Planned 2015 plant closings threaten further service cuts

November 3, 2014

Use NNA-won safeguards to  maximize delivery

By Max Heath
Postal Tips

The U.S. Postal Service, frustrated with lack of congressional action to improve its financial position, announced this summer that it would implement the next round of 80-plus plant consolidations.

Unless the National Newspaper Association and its coalition partners are able to move a reform bill in the lame-duck session, USPS will proceed with closing more plants closer to members’ mail and merging mail into bigger, less efficient plants from January thru October 2015.

That makes it timely to review the safeguards NNA has in place to maximize delivery service in the local office, the county/market area, the secondary market area, and distant areas.

1. Next-day delivery for DDU drops. When current service-standard “business rules” were being hammered out between USPS and mailers, NNA was at the table over months of discussion.

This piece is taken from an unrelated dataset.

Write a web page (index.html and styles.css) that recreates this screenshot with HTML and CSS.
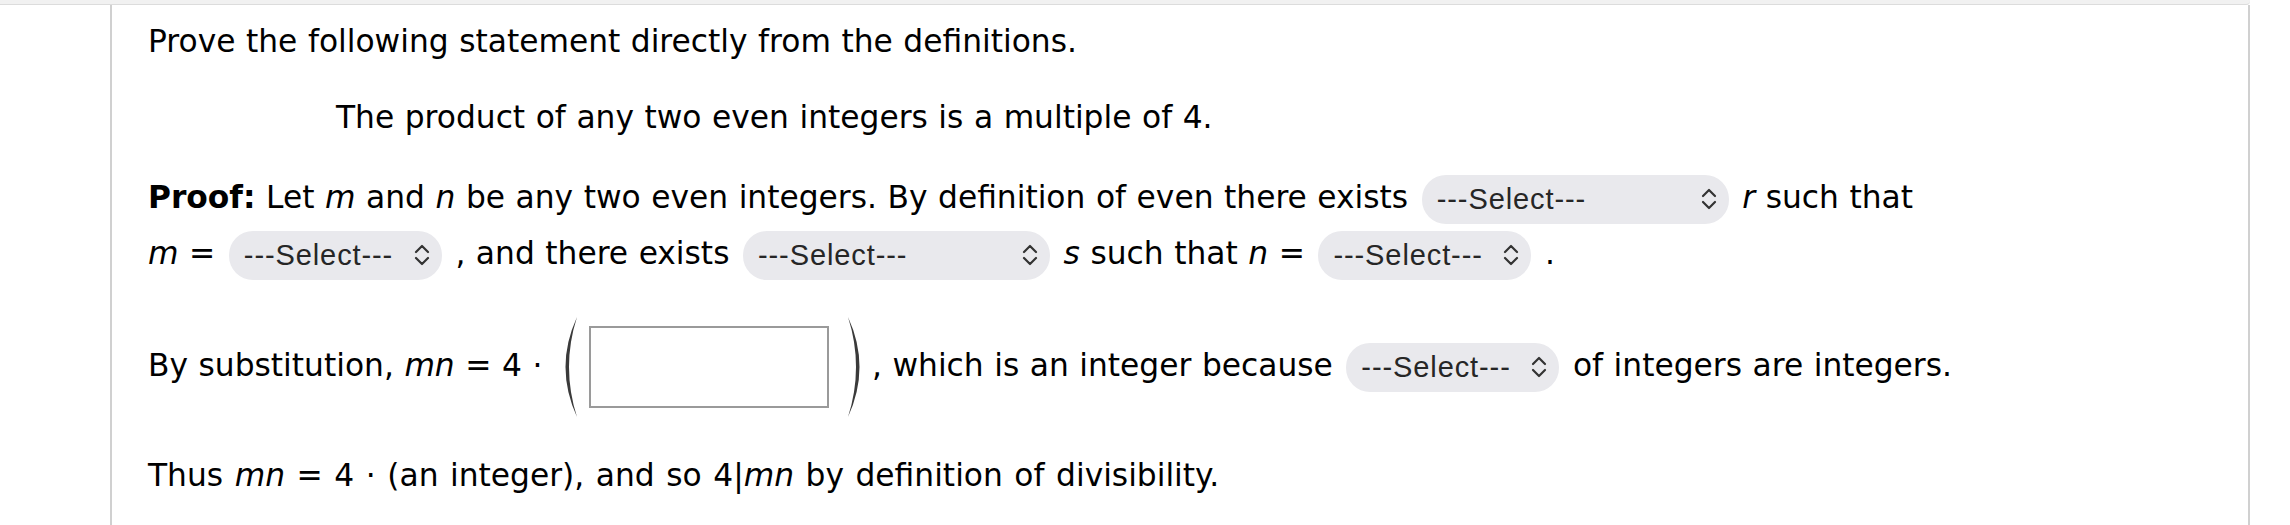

First priority was to ensure that mail entered at the office of delivery kept one-day service. That means next day for mail dropped before CET, or Critical Entry Time. 

Another NNA-won rules change allows copies of Periodicals dropped at the delivery office under items 1-3 of this column to be dropped in bundles only, no containers required. Avoiding containers also avoids the container charge for Periodicals outside-county. Bundles of Standard Mail shoppers can also be dropped, though there is no container charge, but not necessarily for next-day delivery.

2. Overnight Drop Policy at primary entry office. Since November 2009, USPS Business Mail Entry has operated under a policy obtained by NNA in negotiations with USPS headquarters to protect newspapers, which historically dropped their mail off in the middle of the night, or otherwise could not meet the CET referenced above. The current policy applies to community newspapers that mail no more than 500,000 copies per year and meet certain other conditions (more than 50 percent in-county, etc.).

The interpretation of the policy was clarified later to include not only mail dropped after CET, but also before operating hours in the morning. It is also interpreted to apply to situations where CETs were moved earlier or operating hours started later, reducing the window of time to drop the newspaper to as little as 1.5 hours in some offices. Such occurrences have been widespread as USPS sought to cut expenses according to size of office rather than close them.

The policy is undergoing rework as BME shifts from one large handbook to “Job Aids.” NNA has also asked for two changes, one to expand the in-county definition to allow newspapers under 10,000 circulation to be eligible as well as those with 50 percent in-county mail, and the other to lift the annual mailing cap. The policy is alive and well, just in the shop for some tinkering between NNA and USPS. Future approval may come from District BME managers rather than headquarters. It is not in the DMM.

3. Exceptional Dispatch to other offices in-county or out. This policy in DMM 207.28.3 has long existed, but NNA worked to broaden it more than a decade ago to include SCFs. It consists of a simple letter request to your local postmaster, who must approve it. The newspaper can then take copies directly to other post offices in the area, even dropping after hours as needed, without taking them to the local office first. No verification is required on these copies. Some postmasters confuse this with Plant-Verified Drop Shipment copies and require PS Form 8125s. These do not apply to Periodicals dropped under Exceptional Dispatch. NNA suggests that newspapers resend their requests annually because there are so many changes at the postmaster level.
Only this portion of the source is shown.